If you are preparing a Sebastopol property for market, Berg Group brings a principal-led, highly tailored approach to presentation, positioning, and buyer-facing strategy across Sonoma County. From land-rich properties to refined in-town homes, the goal is the same: show the property clearly, tell its story well, and help you launch with confidence.

FAQs

What should a Sebastopol seller do first for an acreage property?

  • Start by defining the property story from the outside in. Focus first on the approach, outdoor living, land use, and overall order of the parcel, then move to interior prep and paperwork.

How much landscape cleanup does a Sebastopol property need before listing?

  • Enough that the property looks maintained, accessible, and ready to show. On some parcels, that also means meeting applicable local defensible-space requirements, clearing debris, trimming growth, and making the first several feet around the home especially clean.

Which outbuildings on a Sebastopol property should be checked for permits?

  • Any structure that was added, converted, or represented as more than simple storage should be reviewed.
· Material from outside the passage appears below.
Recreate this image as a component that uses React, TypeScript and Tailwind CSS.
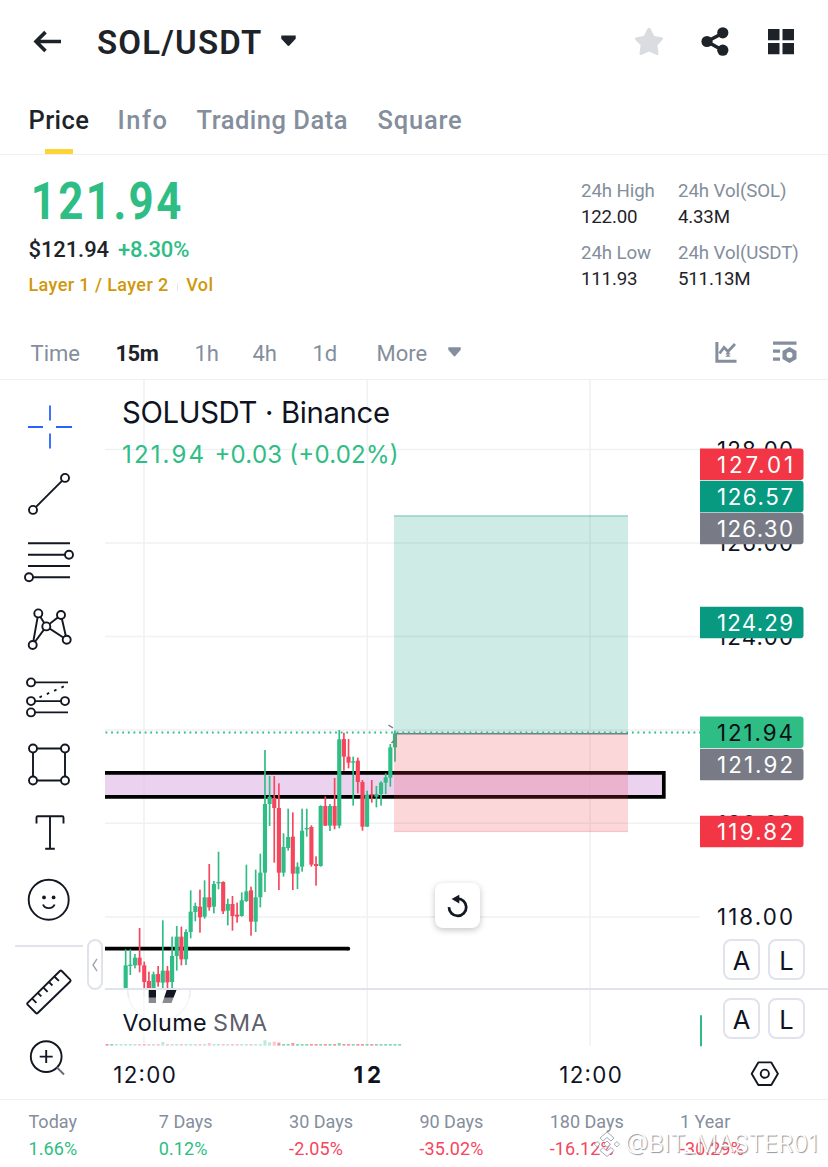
import React from "react";

const tabs = [
  { name: "Price", className: "tracking-[0.4px] text-[#1e2329]" },
  { name: "Info", className: "tracking-[1.5px] text-[#848e9c]" },
  { name: "Trading Data", className: "tracking-[0.5px] text-[#848e9c]" },
  { name: "Square", className: "tracking-[0.8px] text-[#848e9c]" },
];

const stats = [
  { label: "24h High", value: "122.00" },
  { label: "24h Vol(SOL)", value: "4.33M" },
  { label: "24h Low", value: "111.93" },
  { label: "24h Vol(USDT)", value: "511.13M" },
];

const changes = [
  { label: "Today", value: "1.66%" },
  { label: "7 Days", value: "0.12%" },
  { label: "30 Days", value: "-2.05%" },
  { label: "90 Days", value: "-35.02%" },
  { label: "180 Days", value: "-16.12%" },
  { label: "1 Year", value: "-30.29%" },
];

// [high, body top, body bottom, low, up], 3 units per pixel
const candles: [number, number, number, number, number][] = [
  [688, 736, 806, 806, 1],
  [688, 734, 738, 765, 1],
  [702, 713, 736, 745, 1],
  [624, 713, 736, 757, 0],
  [725, 736, 786, 806, 0],
  [755, 783, 806, 806, 0],
  [755, 763, 806, 806, 1],
  [738, 762, 787, 800, 0],
  [601, 752, 788, 806, 1],
  [738, 752, 787, 806, 0],
  [650, 708, 786, 806, 1],
  [618, 650, 708, 752, 1],
  [620, 650, 718, 736, 0],
  [628, 636, 718, 735, 1],
  [511, 575, 636, 655, 1],
  [548, 558, 576, 604, 1],
  [509, 560, 592, 638, 0],
  [481, 532, 590, 596, 1],
  [432, 532, 562, 572, 0],
  [483, 492, 560, 580, 1],
  [395, 486, 490, 508, 1],
  [484, 486, 574, 582, 0],
  [536, 552, 572, 616, 1],
  [528, 552, 588, 632, 0],
  [548, 584, 590, 608, 0],
  [517, 541, 588, 590, 1],
  [434, 514, 543, 546, 1],
  [500, 511, 605, 647, 0],
  [449, 532, 605, 636, 1],
  [401, 458, 532, 562, 1],
  [90, 252, 458, 516, 1],
  [168, 230, 252, 318, 1],
  [168, 234, 264, 428, 0],
  [190, 264, 458, 510, 0],
  [340, 381, 458, 470, 1],
  [266, 351, 384, 392, 1],
  [277, 350, 461, 510, 0],
  [427, 440, 461, 507, 1],
  [266, 332, 440, 455, 1],
  [266, 324, 328, 350, 1],
  [316, 321, 434, 440, 0],
  [409, 432, 438, 497, 0],
  [256, 258, 438, 440, 1],
  [229, 258, 317, 318, 0],
  [252, 258, 317, 333, 1],
  [174, 258, 317, 328, 0],
  [30, 58, 317, 325, 1],
  [38, 57, 110, 152, 0],
  [57, 110, 128, 145, 0],
  [110, 124, 128, 257, 1],
  [113, 122, 186, 220, 0],
  [180, 186, 320, 332, 0],
  [212, 224, 320, 320, 1],
  [180, 222, 226, 248, 0],
  [198, 222, 230, 262, 1],
  [184, 188, 222, 257, 1],
  [160, 172, 188, 222, 1],
  [72, 82, 173, 200, 1],
  [32, 40, 82, 125, 1],
];

const tallVolume: Record<number, number> = { 8: 11, 18: 8, 30: 16, 31: 10, 32: 12, 33: 9, 36: 8, 46: 8 };

const axisLabels = [
  { text: "128.00", y: 457.5 },
  { text: "126.00", y: 551.3 },
  { text: "124.00", y: 644.8 },
  { text: "120.00", y: 831.5 },
  { text: "118.00", y: 925 },
];

const priceTags = [
  { text: "127.01", y: 448.5, bg: "#f23645", fg: "#ffffff" },
  { text: "126.57", y: 480.7, bg: "#089981", fg: "#ffffff" },
  { text: "126.30", y: 512.8, bg: "#787b86", fg: "#ffffff" },
  { text: "124.29", y: 606.8, bg: "#089981", fg: "#ffffff" },
  { text: "121.94", y: 716.5, bg: "#2ebd85", fg: "#0c0e15" },
  { text: "121.92", y: 748.7, bg: "#787b86", fg: "#ffffff" },
  { text: "119.82", y: 815.8, bg: "#f23645", fg: "#ffffff" },
];

const Node = ({ x, y }: { x: number; y: number }) => (
  <circle cx={x} cy={y} r="4" fill="#fff" />
);

const Tool = ({ color = "#131722", children }: { color?: string; children: React.ReactNode }) => (
  <div className="flex h-[67.6px] shrink-0 items-center pl-[26px]">
    <svg
      width="48"
      height="48"
      viewBox="0 0 48 48"
      fill="none"
      stroke={color}
      strokeWidth="1.9"
      className="overflow-visible"
    >
      {children}
    </svg>
  </div>
);

const Sidebar = () => (
  <div className="relative w-[105px] shrink-0 pt-[13.2px]">
    <Tool color="#2962ff">
      <path d="M24 2.5v15M24 30.5v15M2 24h15M30 24h16" strokeWidth="1.8" />
    </Tool>
    <Tool>
      <path d="M39 6.9L7 38.9" />
      <Node x={39} y={6.9} />
      <Node x={7} y={38.9} />
    </Tool>
    <Tool>
      <path d="M2 5.3h42M2 16.8h42M2 28h42M2 39.3h42" />
      <Node x={43} y={16.8} />
      <Node x={3} y={39.3} />
    </Tool>
    <Tool>
      <path d="M6.7 39L12.3 7.4L20.3 20.4L35 9L40.7 33.7L20.3 20.4Z" />
      <Node x={12.3} y={7.4} />
      <Node x={35} y={9} />
      <Node x={20.3} y={20.4} />
      <Node x={40.7} y={33.7} />
      <Node x={6.7} y={39} />
    </Tool>
    <Tool>
      <path d="M5 9.4h37M5 28.1h34M5 39.4h37" />
      <path d="M13.5 24.3L40 12.5" strokeDasharray="2.6 5.4" />
      <Node x={5} y={9.4} />
      <Node x={5} y={28.1} />
      <Node x={39} y={28.1} />
      <Node x={5} y={39.4} />
    </Tool>
    <Tool>
      <path d="M7 7.5h32v32H7z" />
      <Node x={7} y={7.5} />
      <Node x={39} y={7.5} />
      <Node x={7} y={39.5} />
      <Node x={39} y={39.5} />
    </Tool>
    <Tool>
      <path d="M10.5 14.5V8.5q0-1.2 1.2-1.2h24.6q1.2 0 1.2 1.2v6M24 7.3v32.5M19.2 39.8h9.6" />
    </Tool>
    <Tool>
      <circle cx="22.7" cy="23.8" r="20" />
      <circle cx="18" cy="21.4" r="1.9" fill="#131722" stroke="none" />
      <circle cx="27.6" cy="21.4" r="1.9" fill="#131722" stroke="none" />
      <path d="M17 28.5c1.8 4.8 9.6 4.8 11.6 0" />
    </Tool>
    <div className="mt-[11px] ml-[15px] h-[2px] w-[68px] bg-[#e0e3eb]" />
    <div className="h-[11px]" />
    <Tool>
      <path
        d="M35.7 3L44.2 11.6q.9 1 0 1.9L11.7 45q-.9.9-1.8 0L1.6 36.6q-.9-.9 0-1.8L33.9 3q.9-.9 1.8 0Z"
        strokeLinejoin="round"
      />
      <path d="M6 30.4l4.4 4.4M11.7 24.8l3.6 3.6M17.2 19.4l4.4 4.4M22.8 13.9l3.6 3.6M28.3 8.5l4.6 4.4" />
    </Tool>
    <Tool>
      <circle cx="20.2" cy="21.6" r="15.4" />
      <path d="M13.7 21.6h13M20.2 15.1v13" />
      <path d="M31 32.5l7 7" stroke="#6a6d78" />
    </Tool>
    <div className="absolute top-[559px] left-[87px] flex h-[51px] w-[16px] items-center justify-center rounded-full border-2 border-[#e0e3eb] bg-white">
      <svg width="6" height="14" viewBox="0 0 6 14" fill="none" stroke="#a3a6af" strokeWidth="1.4">
        <path d="M5 .8L1 7l4 6.2" />
      </svg>
    </div>
  </div>
);

const ChartCanvas = () => (
  <svg
    width="723"
    height="719"
    viewBox="105 380 723 719"
    fontFamily="Inter, sans-serif"
    className="block"
  >
    <g stroke="#f0f1f3" strokeWidth="1.6">
      {[144, 367.3, 590].map((x) => (
        <path key={x} d={`M${x} 380V1046`} />
      ))}
      {[449.5, 543, 636.5, 730, 823.3, 917].map((y) => (
        <path key={y} d={`M105 ${y}H700`} />
      ))}
    </g>

    {/* supply zone and support line */}
    <path d="M100 772.8H663.8V796.9H100Z" fill="#ebd3f0" stroke="#000" strokeWidth="3.7" />
    <path d="M144 775V795M367.3 775V795M590 775V795" stroke="#dcc6e4" strokeDasharray="1.3 1.3" />
    <path d="M105 948.7H348.3" stroke="#000" strokeWidth="3.8" />
    <circle cx="348.3" cy="948.7" r="1.9" />

    <g transform="translate(100 720) scale(.33333)">
      {candles.map(([high, top, bottom, low, up], i) => {
        const x = 77 + i * 13.93;
        return (
          <g key={i} fill={up ? "#2ebd85" : "#f6465d"}>
            <rect x={x - 2.5} y={high} width="5" height={low - high} />
            <rect x={x - 6.2} y={top} width="12.4" height={bottom - top} />
          </g>
        );
      })}
      {Array.from({ length: 64 }, (_, n) => {
        const i = n - 4;
        const h = tallVolume[i] ?? 5;
        const up = i >= 0 && i < candles.length ? candles[i][4] : n % 4;
        return (
          <rect
            key={n}
            x={77 + i * 13.93 - 4.5}
            y={977 - h}
            width="9"
            height={h}
            fill={up ? "#2ebd85" : "#f6465d"}
            opacity={i > 32 || i < -2 ? 0.6 : 0.32}
          />
        );
      })}
    </g>

    {/* long position */}
    <rect x="394" y="515.3" width="234" height="218" fill="#089981" fillOpacity=".2" />
    <rect x="394" y="734" width="234" height="98" fill="#f23645" fillOpacity=".2" />
    <path d="M394 516H628" stroke="#089981" strokeOpacity=".3" strokeWidth="1.4" />
    <path d="M394 831.5H628" stroke="#f23645" strokeOpacity=".12" strokeWidth="1.4" />
    <path d="M396 733.8H628" stroke="#787b86" strokeWidth="1.6" />
    <path d="M388.5 725l4.5 3M391.5 743l3-3" stroke="#787b86" strokeWidth="1.5" />
    <path d="M105.500 732.5H700" stroke="#2ebd85" strokeWidth="1.8" strokeDasharray="1.8 3.8" />

    {/* volume pane */}
    <path d="M127.7 990a31.3 31.3 0 0 0 62.6 0" fill="none" stroke="#ebecef" strokeWidth="1.6" />
    <path d="M148.7 990h7.3v13h-7.3zM166.7 990h9.8l-5 13h-9.2z" fill="#131722" />
    <rect x="122" y="997.5" width="146" height="40" fill="#fff" fillOpacity=".5" />
    <path d="M105 989H828" stroke="#e0e3eb" strokeWidth="2" />
    <path d="M701 1015.3V1046.3" stroke="#2ebd85" strokeWidth="2" />
    <text x="122.5" y="1031" fontSize="23.3" fill="#0f131f" textLength="84">
      Volume
    </text>
    <text x="213" y="1031" fontSize="23.3" fill="#5d606b" textLength="54">
      SMA
    </text>

    <text x="122" y="422.7" fontSize="29.3" fill="#0f131f" textLength="268">
      SOLUSDT · Binance
    </text>
    <g fontSize="24" fill="#2ebd85">
      <text x="122" y="463" textLength="82">
        121.94
      </text>
      <text x="214.500" y="463" textLength="184">
        +0.03 (+0.02%)
      </text>
    </g>

    <g fontSize="22.3" fill="#0f131f">
      {axisLabels.map((label) => (
        <text key={label.text} x="717" y={label.y} textLength="76">
          {label.text}
        </text>
      ))}
      {priceTags.map((tag) => (
        <g key={tag.text}>
          <path
            d={`M700 ${tag.y}h100.5q3 0 3 3v25.5q0 3-3 3H700z`}
            fill={tag.bg}
          />
          <text x="717" y={tag.y + 24.6} fill={tag.fg} textLength="76">
            {tag.text}
          </text>
        </g>
      ))}
      <text x="113.3" y="1082.6" textLength="62.500">
        12:00
      </text>
      <text x="353.5" y="1082.6" fontWeight="700" textLength="27.500">
        12
      </text>
      <text x="559.3" y="1082.6" textLength="62.500">
        12:00
      </text>
    </g>

    <g fill="none" stroke="#131722" strokeWidth="1.9" strokeLinejoin="round">
      <path d="M758.3 1062.4h13l6.6 11.3-6.6 11.3h-13l-6.6-11.3z" />
      <circle cx="764.8" cy="1073.7" r="4.1" />
    </g>
  </svg>
);

const ScaleButtons = ({ className }: { className: string }) => (
  <div className={`absolute left-[618px] flex gap-[8px] ${className}`}>
    {["A", "L"].map((letter) => (
      <button
        key={letter}
        className="flex h-[41px] w-[37px] items-center justify-center rounded-lg border-2 border-[#e0e3eb] bg-white pt-[2px] font-[Inter,sans-serif] text-[25.500px] leading-none text-[#0f131f]"
      >
        {letter}
      </button>
    ))}
  </div>
);

const Header = () => (
  <header className="flex h-[84px] items-center text-[#1e2329]">
    <svg width="30" height="24" viewBox="0 0 30 24" fill="none" stroke="currentColor" strokeWidth="3.6" className="ml-[32px]">
      <path d="M29 11.500H4M13.5 2.100L4 11.500l9.5 9.6" />
    </svg>
    <h1 className="ml-[35px] text-[33px] leading-none font-semibold tracking-[1.2px]">SOL/USDT</h1>
    <svg width="15" height="12" viewBox="0 0 15 12" fill="currentColor" className="mt-[-3px] ml-[18px]">
      <path d="M.3.5h14.4v3.2L8.4 10.6q-.9.9-1.8 0L.3 3.7z" />
    </svg>
    <svg width="30" height="30" viewBox="0 0 30 30" fill="#d9dce1" className="ml-auto">
      <path d="M13.3 2q1.7-2.4 3.4 0l3.5 7 7.2 1.2q2.6.7 1 2.8l-5 5.2 1.1 8q-.1 2.6-2.4 1.6L15 24.5l-7.1 3.3q-2.3 1-2.4-1.6l1.1-8-5-5.2q-1.6-2.1 1-2.8L9.8 9z" />
    </svg>
    <svg width="28" height="30" viewBox="0 0 28 30" fill="currentColor" className="ml-[36.500px]">
      <path d="M6 14.500L22 6M6 14.500l16 9" stroke="currentColor" strokeWidth="3.6" />
      <circle cx="6" cy="14.500" r="5.6" />
      <circle cx="21.8" cy="5.800" r="5.6" />
      <circle cx="21.8" cy="23.2" r="5.6" />
    </svg>
    <svg width="26" height="26" viewBox="0 0 26 26" fill="currentColor" className="mr-[34px] ml-[39.500px]">
      <path d="M0 0h11.5v11.3H0zM14.5 0H26v11.3H14.5zM0 14h11.5v11.3H0zM14.5 14H26v11.3H14.5z" />
    </svg>
  </header>
);

const App: React.FC = () => {
  return (
    <div className="relative h-[1167px] w-[828px] overflow-hidden bg-white font-[Roboto,sans-serif]">
      <Header />

      <nav className="grid h-[71px] grid-cols-[89px_79px_181px_auto] border-b border-[#eff0f2] pl-[28.500px] text-[25.5px] leading-none font-medium">
        {tabs.map((tab) => (
          <div key={tab.name} className="flex flex-col">
            <span className={`flex h-[65px] items-center pt-[8px] whitespace-nowrap ${tab.className}`}>
              {tab.name}
            </span>
            {tab.name === "Price" && <span className="ml-[16px] h-[5px] w-[28px] bg-[#fcd535]" />}
          </div>
        ))}
      </nav>

      <section className="flex h-[171px] justify-between pl-[28.500px]">
        <div className="pt-[19px] font-medium">
          <div className="flex h-[53px] w-40 origin-left scale-x-[0.86] items-center pt-px pl-[2px] text-[51px] leading-none font-bold tracking-[2.800px] text-[#2ebd85]">
            121.94
          </div>
          <div className="flex h-[46px] items-center gap-[9px] text-[22px] leading-none tracking-[-0.1px]">
            <span className="text-[#1e2329]">$121.94</span>
            <span className="text-[#2ebd85]">+8.30%</span>
          </div>
          <div className="flex h-6 items-center text-[18px] leading-none tracking-[0.4px] text-[#d0980b]">
            Layer 1 / Layer 2
            <span className="mx-[8px] mt-[4px] h-[8px] w-[1.5px] bg-[#e6e8ea]" />
            Vol
          </div>
        </div>
        <div className="grid w-[247px] grid-cols-[97px_auto] content-start gap-y-[10px] pt-[23px] text-[18.7px] leading-[26px] whitespace-nowrap">
          {stats.map((stat) => (
            <div key={stat.label}>
              <div className="tracking-[-0.1px] text-[#848e9c]">{stat.label}</div>
              <div className="tracking-[-0.2px] text-[#1e2329]">{stat.value}</div>
            </div>
          ))}
        </div>
      </section>

      <div className="flex h-[54px] items-center border-b border-[#eff0f2] pl-[30.500px] text-[22px] leading-none text-[#848e9c]">
        <div className="flex pt-[2px]">
          <span className="w-[85px]">Time</span>
          <span className="w-[79px] font-bold tracking-[-0.5px] text-[#1e2329]">15m</span>
          <span className="w-[58px]">1h</span>
          <span className="w-[60px]">4h</span>
          <span className="w-[64px]">1d</span>
          <span>More</span>
        </div>
        <svg width="13" height="10" viewBox="0 0 13 10" fill="currentColor" className="mt-[-2px] ml-[21px]">
          <path d="M.3.3h12.4v2.5L7.3 9q-.8.8-1.6 0L.3 2.8z" />
        </svg>
        <svg width="22" height="22" viewBox="0 0 22 22" fill="none" stroke="currentColor" strokeWidth="2.8" className="ml-auto">
          <path d="M1.9 0v19.3H21.5" strokeWidth="3" />
          <path d="M4.5 11.500L9 5.500l4 4L20 2" />
          <path d="M13 8.500l2.500 4h-5zM10.200 14.800h5.600l-2.800-2.600z" fill="currentColor" stroke="none" />
        </svg>
        <svg width="24" height="23" viewBox="0 0 24 23" fill="currentColor" className="mr-[31px] ml-[36px]">
          <path d="M0 .5h23.5v3.3H0zM0 8.500h7v3.3H0zM0 16.500h7v3.3H0z" />
          <path
            fillRule="evenodd"
            d="M16.500 6l7 4v8l-7 4-7-4v-8zM16.500 11a3 3 0 1 0 0 6 3 3 0 0 0 0-6z"
          />
        </svg>
      </div>

      <main className="flex h-[719px]">
        <Sidebar />
        <div className="relative">
          <ChartCanvas />
          <button className="absolute top-[503px] left-[330px] flex size-[45px] items-center justify-center rounded-lg bg-white shadow-[0_2px_6px_rgba(19,23,34,0.25)]">
            <svg width="22" height="24" viewBox="0 0 24 26" fill="none" stroke="#131722" strokeWidth="3">
              <path d="M2.200 14.200a9.400 9.400 0 1 0 9-9.200" />
              <path d="M5 5.400L13.400.6v9.800z" fill="#131722" stroke="none" />
            </svg>
          </button>
          <ScaleButtons className="top-[559px]" />
          <ScaleButtons className="top-[618px]" />
        </div>
      </main>

      <footer className="grid grid-cols-[repeat(6,130.3px)] border-t border-[#eff0f2] pt-[9px] pl-[28.500px] text-[18px] leading-[26px] whitespace-nowrap">
        {changes.map((item) => (
          <div key={item.label}>
            <div className="text-[#848e9c]">{item.label}</div>
            <div
              className={`pt-px tracking-[0.1px] ${item.value.startsWith("-") ? "text-[#f6465d]" : "text-[#2ebd85]"}`}
            >
              {item.value}
            </div>
          </div>
        ))}
      </footer>

      {/* author stamp over the footer */}
      <div className="absolute top-[1129px] left-[594px] flex items-center gap-[5px]">
        <svg width="26" height="26" viewBox="0 0 26 26" fill="#fff" stroke="#a9abb3" strokeWidth="1">
          <path d="M13 1l7 6-3 3-4-3.500L9 10 6 7zM13 10l3.200 3.200L13 16.400l-3.200-3.200zM3 10.500l3 2.700-3 2.700-2.500-2.700zM23 10.500l2.500 2.700-2.500 2.700-3-2.700zM9 16.500l4 3.500 4-3.500 3 3-7 6-7-6z" />
        </svg>
        <span className="font-[Inter,sans-serif] text-[24px] leading-[30px] font-light text-white [text-shadow:1px_1px_1px_#8f929b]">
          @BIT_MASTER01
        </span>
      </div>
    </div>
  );
};

export default App;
That may include ADUs, guest units, detached offices, studios, barns, sheds, and converted garages or workshops.

When does wildfire prep become a disclosure issue in Sebastopol?

  • It becomes relevant when the property falls within mapped fire hazard or State Responsibility Area designations covered by California disclosure rules. Older homes in certain fire hazard zones may also require a specific wildfire notice with fire-hardening information.

Should a Sebastopol seller order a pre-listing inspection?

  • In many cases, yes. A pre-listing inspection can help you understand condition issues early, prepare records, and reduce surprises once buyers begin touring and writing offers.

How can you showcase land without over-improving a Sebastopol property?

  • Focus on clarity over reinvention. Clean up paths, gardens, patios, and outbuildings, highlight usable outdoor areas in the first images, and invest in maintenance and presentation rather than costly last-minute redesigns.